__EXERCISE__: Only the lines from the top of the listing below to the line that has "string; value: number" should be echoed, with both ends kept and pictures left out.

__DATA__:
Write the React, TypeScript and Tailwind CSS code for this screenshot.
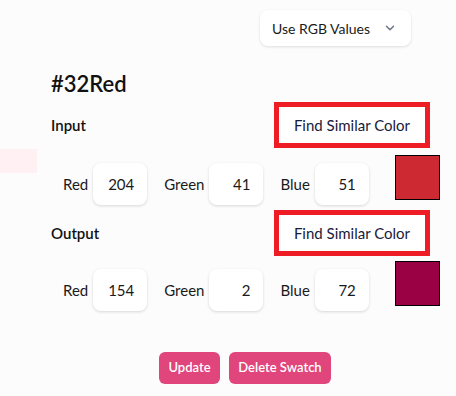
import { ChevronDown } from 'lucide-react';

type Channel = { label: string; value: number };

const rows: { title: string; channels: Channel[]; swatch: string; findGap: string; swatchTop: string; inputTop: string }[] = [
  {
    title: 'Input',
    channels: [
      { label: 'Red', value: 204 },
      { label: 'Green', value: 41 },
      { label: 'Blue', value: 51 },
    ],
    swatch: 'bg-[#cc2933]',
    findGap: 'mt-[4px]',
    swatchTop: 'mt-[7px]',
    inputTop: 'mt-[15px]',
  },
  {
    title: 'Output',
    channels: [
      { label: 'Red', value: 154 },
      { label: 'Green', value: 2 },
      { label: 'Blue', value: 72 },
    ],
    swatch: 'bg-[#9a0044]',
    findGap: 'mt-[5px]',
    swatchTop: 'mt-[5px]',
    inputTop: 'mt-[13px]',
  },
];

function ChannelInput({ label, value, first }: Channel & { first: boolean }) {
  return (
    <div className={`flex items-center shrink-0 ${first ? '' : 'ml-[17px]'}`}>
      <span className="text-[15px] text-[#1a1a1a]">{label}</span>
      <div className="ml-[5px] w-[54px] h-[42px] rounded-lg bg-white shadow-[0_1px_3px_rgba(0,0,0,0.15)] flex items-center justify-end pr-[13px] text-[15px] text-[#1a1a1a]">
        {value}
      </div>
    </div>
  );
}

export default function App() {
  return (
    <div
      className="relative w-[456px] h-[396px] bg-[#fcfcfc] overflow-hidden"
      style={{ fontFamily: '"Lato", "Open Sans", sans-serif' }}
    >
      {/* stray pink fragment at the left edge */}
      <div className="absolute left-0 top-[149px] w-[37px] h-[24px] bg-[#fff0f3]" />

      <div className="flex justify-end pt-[10px] pr-[45px]">
        <button className="w-[151px] h-[36px] rounded-lg bg-white shadow-[0_1px_3px_rgba(0,0,0,0.12)] flex items-center justify-between pl-[12px] pr-[14px] text-[14px] text-[#1a1a1a]">
          Use RGB Values
          <ChevronDown className="w-[14px] h-[14px] text-gray-500" strokeWidth={2.5} />
        </button>
      </div>

      <div className="pl-[51px] pr-[26px]">
        <h1 className="mt-[24px] text-[22px] font-semibold leading-[28px] text-[#111]">#32Red</h1>

        {rows.map(row => (
          <div key={row.title} className={row.findGap}>
            <div className="flex items-center justify-between">
              <span className="text-[15px] font-semibold text-[#111]">{row.title}</span>
              <button className="w-[156px] h-[46px] border-[5px] border-[#ee1c25] bg-white text-[15px] text-[#1a1a3a]">
                Find Similar Color
              </button>
            </div>
            <div className="flex items-start pl-[12px]">
              <div className={`flex items-center shrink-0 ${row.inputTop}`}>
                {row.channels.map((c, i) => (
                  <ChannelInput key={c.label} {...c} first={i === 0} />
                ))}
              </div>
              <div className={`shrink-0 ml-[26px] w-[45px] h-[45px] border border-black ${row.swatch} ${row.swatchTop}`} />
            </div>
          </div>
        ))}
      </div>

      <div className="flex gap-[9px] mt-[41px] pl-[159px]">
        <button className="w-[61px] h-[32px] rounded-md bg-[#e0457b] text-white text-[13px] font-semibold">Update</button>
        <button className="w-[102px] h-[32px] rounded-md bg-[#e0457b] text-white text-[13px] font-semibold">Delete Swatch</button>
      </div>
    </div>
  );
}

__THE ANSWER__:
Write the React, TypeScript and Tailwind CSS code for this screenshot.
import { ChevronDown } from 'lucide-react';

type Channel = { label: string; value: number };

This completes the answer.